Quand à « Should I ever be a soldier ? », son refrain est plus que transparent, commençant sur ces phrases : « Si je devais un jour être un soldat / Je combattrais près du drapeau rouge / Le fusil que j’aurais à l’épaule / Serait là pour écraser le tyran.7 »
La liste des chansons de Joe Hill est sans fin. Et il joua dans le mouvement ouvrier d’alors un rôle incontestable. Ce qui renvoie aux circonstances de sa mort. Condamné, souligne Franklin, alors qu’il n’avait « aucun casier judiciaire, aucune relation avec la victime, aucun mobile, et [qu’]il n’essaya ni de se cacher ni de quitter la ville », il paya en fait pour la grande peur qu’inspirait l’armée grandissante des IWW, portés sur l’action directe et l’autogestion, à tous ceux qui tenaient à ce que rien ne change.
C’est bien ce que montre le Briseurs de grève d’Evangelisti. Pour casser cette insurrection d’un genre nouveau, pouvoir et capital sont prêts à tout. C’est alors la grande heure de l’agence Pinkerton, chargée de briser les mouvements sociaux par l’envoi de centaines de brutes chargées de casser du rouge. Dans le roman, basé sur des personnages et faits réels, le fondateur d’une agence qui deviendra le futur FBI explique ceci : « Au bon moment, cette lie finira par comprendre un concept simple. Je peux engager la moitié de la classe ouvrière pour éliminer l’autre. » Plus loin, un briseur de grève s’interroge : « On tire aussi sur les femmes et les enfants ? » La réponse de son boss : « Surtout sur eux. Pères et maris comprendront que la résistance ne sert à rien. »

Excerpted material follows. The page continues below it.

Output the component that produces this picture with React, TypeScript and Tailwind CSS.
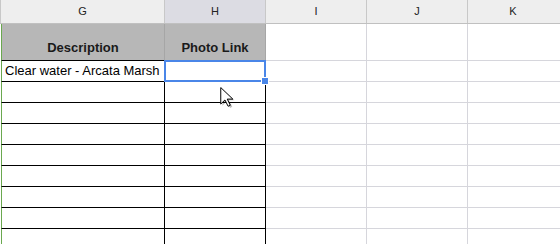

Conséquence de quoi : bains de sang à répétition, trahisons, écrasement dans le sang de toute révolte, avec l’exécution de Joe Hill par une justice scélérate comme parfait symbole de tout ça.
Bien sûr, comme pour le légendaire chanteur Chilien Victor Jara exécuté par les sbires de Pinochet, les balles n’ont pas réussi à l’effacer, lui donnant au contraire une stature encore plus légendaire. « Parfois une guitare raconte plus qu’un putain de fusil », explique un personnage du furieux roman d’Evangelisti. Ce point-là, même le salaud en chef du récit, Bob Coates, est obligé de le reconnaître : « Bob se fit à nouveau la réflexion de l’importance des chansons pour les wobblies : elles encourageaient, unissaient, renforçaient l’envie de lutter. Il était improbable que Joe Hill s’en sorte dans le procès qu’on lui intentait, néanmoins il avait doté les syndicalistes d’un répertoire d’instruments puissants, en mesure de dépasser les différences de langue, de race et de nationalité. »
Ce que confirme les paroles de la chanson que Fred Alpi a consacré à Joe Hill :
« On peut fusiller un chanteur
Personne ne peut tuer des chansons
Il n’existe aucun projectile
Capable d’arrêter Joe Hill ».
Par-delà les décennies et les continents, plus que jamais, Hill est des nôtres.
1 On peut écouter une version mise en musique par Utah Philipps, ici. Ou plus récemment, cette reprise du camarados Fred Alpi. À noter que les cendres du chanteur furent dispersées à ses amis par voie postale, notamment au chanteur anglais Billy Brag, qui les aurait ingérées en les faisant passer de quelques gorgées de bière.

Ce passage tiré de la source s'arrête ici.